During air combat, often times you get a group of the same kind of enemy, which I took great pleasure in letting my attack charge and taking out 3 or 4 of them at once. In the air, the game gives your weapon a damage boost, attributing this boost to the “power of flight” given by Lady Palutena. However, to me it is obvious that they needed to do this because if they hadn’t, the player wouldn’t have enough time to defeat the enemies as they quickly dart in and out of the screen. Also, it was a bit difficult at first to remember to move Pit as well as my targeting reticule, so early on I took a bit of a beating.

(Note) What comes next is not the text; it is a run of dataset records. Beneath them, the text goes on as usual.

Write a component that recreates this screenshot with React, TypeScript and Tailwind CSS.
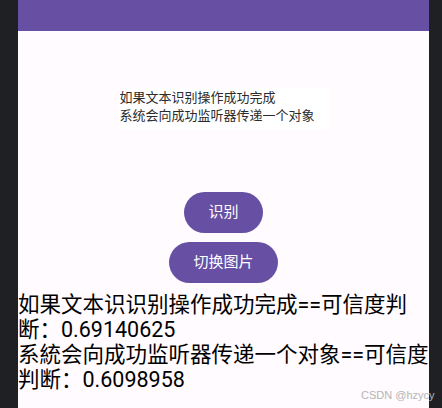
export default function App() {
  const results = [
    '如果文本识识别操作成功完成==可信度判',
    '断：0.69140625',
    '系統会向成功监听器传递一个对象==可信度',
    '判断：0.6098958',
  ];

  return (
    <div className="relative flex h-[408px] w-[442px] overflow-hidden bg-[#1f2024] font-['Roboto','Noto_Sans_CJK_SC',sans-serif]">
      <div className="w-[18px] shrink-0" />

      <div className="flex w-[411px] shrink-0 flex-col bg-[#fffbfe]">
        {/* App bar */}
        <div className="h-[31px] bg-[#6750a4]" />

        {/* Source image */}
        <div className="mt-[57px] h-[42px] w-[210px] self-center bg-white pl-[1px] font-['Noto_Sans_CJK_SC',sans-serif] text-[13px] leading-[18px] text-[#2b2b2b]">
          <div>如果文本识别操作成功完成</div>
          <div>系统会向成功监听器传递一个对象</div>
        </div>

        {/* Buttons */}
        <button className="mt-[62px] flex h-[41px] items-center justify-center self-center rounded-full bg-[#6750a4] px-6 text-[15px] text-white">
          识别
        </button>
        <button className="mt-[9px] flex h-[41px] items-center justify-center self-center rounded-full bg-[#6750a4] px-6 text-[15px] text-white">
          切换图片
        </button>

        {/* Recognition result */}
        <div className="mt-[9px] text-[21.5px] leading-[25px] text-black">
          {results.map((line, idx) => (
            <div key={idx} className="whitespace-nowrap">
              {line}
            </div>
          ))}
        </div>
      </div>

      <div className="w-[13px] shrink-0" />

      <div className="absolute left-[361px] top-[387px] font-['Liberation_Sans',sans-serif] text-[11px] text-[#b4b4b4]">
        CSDN @hzycy
      </div>
    </div>
  );
}
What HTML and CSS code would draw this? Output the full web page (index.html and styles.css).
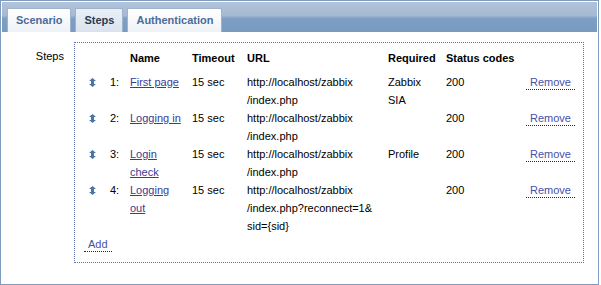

Moving on to ground combat. Yes, it is possible to get good at this, and you will have to if you want to try out “together” mode, but… ugh. They did the best they could, but controlling the camera just isn’t as easy as you want/need it to be, especially during the boss fights. Controlling the camera remains my biggest beef with first person shooters as it often requires more touch than I care to practice to get. I think I might have preferred to play this mode like the built-in software Face Raiders, but it would have changed a lot of the mechanics, such as dodging shots.
Oh man, the music. I need to let Chris borrow this so he can play through it and review the music for his blog.
As expected, the main theme for Kid Icarus appears frequently. Also, every once in a while, for example when a Reaper is alarmed, the original 8-bit sound file is played. A nice little tip of the hat to your roots, I can get into that.
The great part of the music is how well the music supplements what is happening. Epic battle to the death? Epic music. Frantically flying away from death? You better believe the frantic music is going to make you want to physically stand up and frantically run alongside the hero. An emotional moment from the humans? Those notes could not be more tender.
Knocking off half a point for moderately annoying controls, a quarter point for peculiar story choices… I would say this game deserves a 4.1 out of 5.0. I hope more installments are planned for the Wii U.